Thiem war zuletzt in Gijon und Antwerpen jeweils bis ins Halbfinale gekommen und hatte sich als aktuell Ranking-113. seinem Top-100-Ziel gut angenähert. Noch am Samstag hatte Österreichs Nummer eins in Belgien um den Finaleinzug gespielt, für den oft mit Startproblemen kämpfenden Thiem war wohl auch das diesmalige Fehlen der Vorbereitungszeit in der Match-Halle Faktor für die Mühe. Das erste Duell mit Paul hatte er unter anderen Vorzeichen und anderen Bedingungen in der ersten Runde der French Open 2019 in vier Sätzen für sich entschieden.
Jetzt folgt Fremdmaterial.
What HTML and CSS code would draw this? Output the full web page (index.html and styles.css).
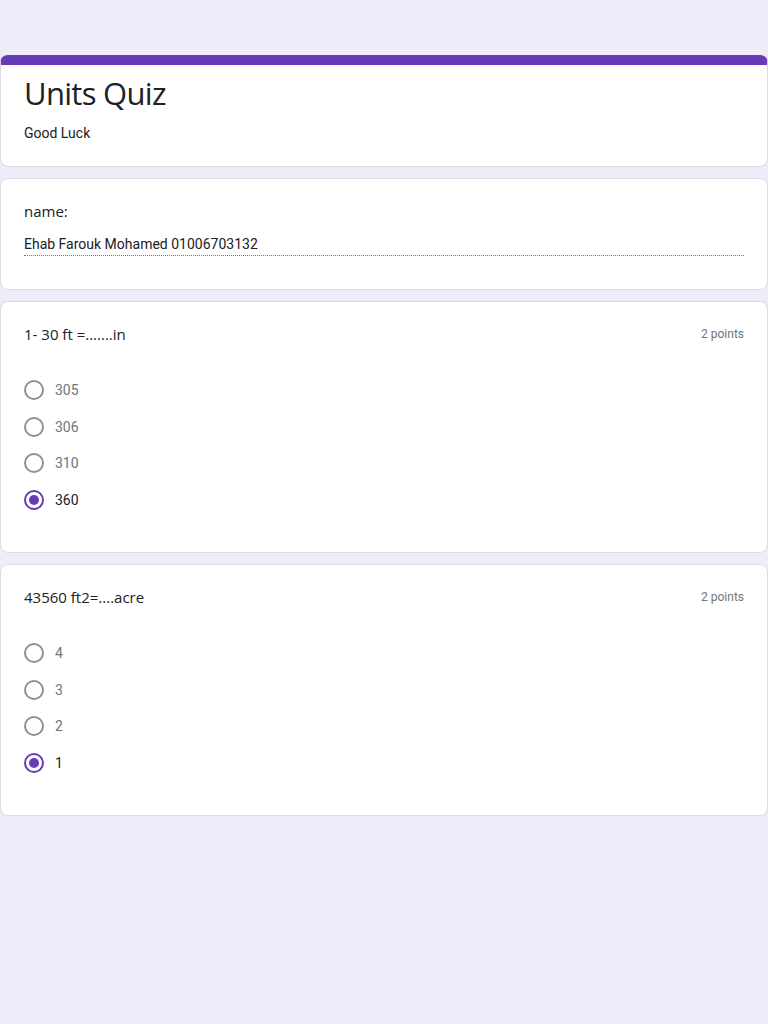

Die Chancen, dass mit Dennis Novak noch ein Österreicher ins Achtelfinale kommt, stehen nicht sehr gut. Denn der Niederösterreicher muss in der zweiten Mittwoch-Partie nach 14:00 Uhr gegen den als Nummer zwei gesetzten Griechen Stefanos Tsitsipas ran. Im Anschluss daran (nicht vor 17:30 Uhr) trifft Medwedew auf Basilaschwili. Der Steirer Filip Misolic war am Montag gegen den Argentinier Francisco Cerundolo ausgeschieden, der Niederösterreicher Jurij Rodionov am Dienstagnachmittag gegen den Kanadier Denis Shapovalov.